Your "traditional marriage" is based on religious and legal principles stretching back thousands of years (which have changed over time). That "traditional marriages" have existed in all major religious faiths (Christian, Jewish, Islamic, Buddhist, etc) does not mean that these relationships/social contracts are equal to each other or are interchangeable in any religious sense. Even among the Christian sects in this Country, there are different responsibilities and 'oaths' offered between the couples of various "faiths". None of those religious differences matter to the laws of the US. The reverse is true, however: the laws in the US do govern what rights and responsibilities are actually conveyed by the State in a religious 'marriage ceremony'. This is a question of US law, not religious traditions.
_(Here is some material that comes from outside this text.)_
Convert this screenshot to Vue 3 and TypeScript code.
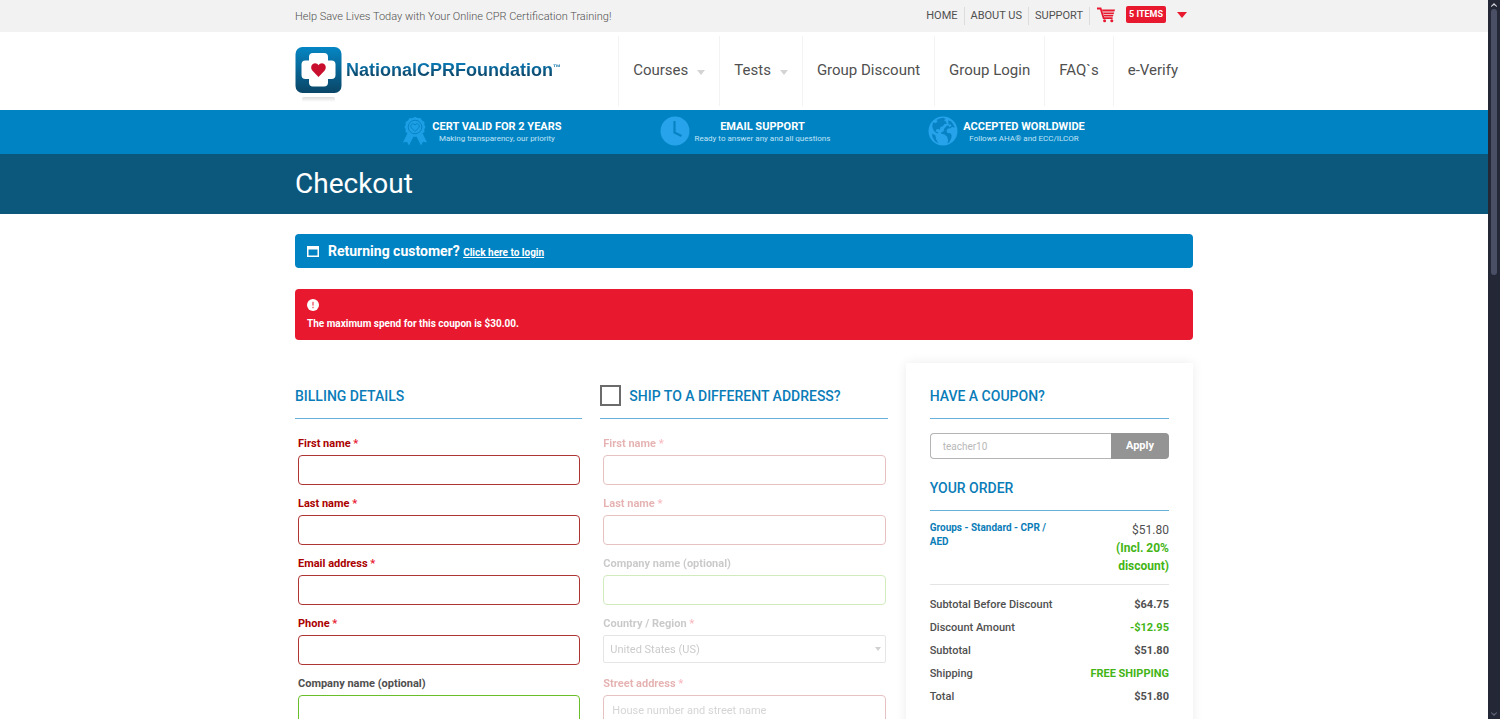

In the US, we have a 'tradition' of honoring Christian beliefs (and other religious views), but that does not enable Christian dogma or belief to rule the process or progress of running this Country. The many various Christian flocks in this Country are just more minorities who's rights must be protected under the Constitution.

Can you honestly tell me that you want us 'same-sex types' to have "civil unions" and not "marriages" because your 'legal sensibilities' have been offended? Or, despite your most civil intentions, are you really being motivated by a threat to your 'religious sensibilities'?
(God knows when you are lying.)

See you in court.
Re: Marriage and Civil Union
by abettermouse
Hello again 'manfromv'

Just want to follow up with you after I have done more reading on the legal arguments handed out of the CA supreme court.

I have to admit, your suggestion of a different term to apply to same-sex unions which will guarantee all of the rights and privileges of a traditional marriage still sounds like "separate but equal" to me. Apparently, though, legally, it would make sense for a different term to be written into law and that would end this social battle. No need for anyone to mess with anymore constitutions.

There are more pressing issues in our country for us to focus our minds and our time.

In the spirit of compromise on this issue, and the hope for more unity on other issues, I will "shake your hand" on this one and write to my Congress people to encourage that they take up this compromise in their legislation. "Marriage Union" for us same-sex folk is fine with me.

Sorry for reacting to you before from the depths of my emotions on this issue and not with my rational mind.

Thanks for your patience, your tolerance, and your continued solidarity.

Peace.
Re: Marriage and Civil Union
by Davelias12

First, a civil union is not equal to marriage in the eyes of the law. There are benefits/rights that do not apply to the partner, only the husband or wife: visitation rights, terminal life decisions, child custody, etc.

Second, the argument that the semantic definition of marriage must be preserved is total bs. It's exclusionary and it's wrong. It is merely your opinion that marriage is defined this way. You wish to defend your personal belief of what marriage should be, which is exactly what you're arguing against.

And, why do you care? Honestly, it's nothing but slefish, intentional bias. What is so precious about safeguarding this notion of marriage, especially when it has a 50 percent failure rate?

People need to grow the fuck up and get over it.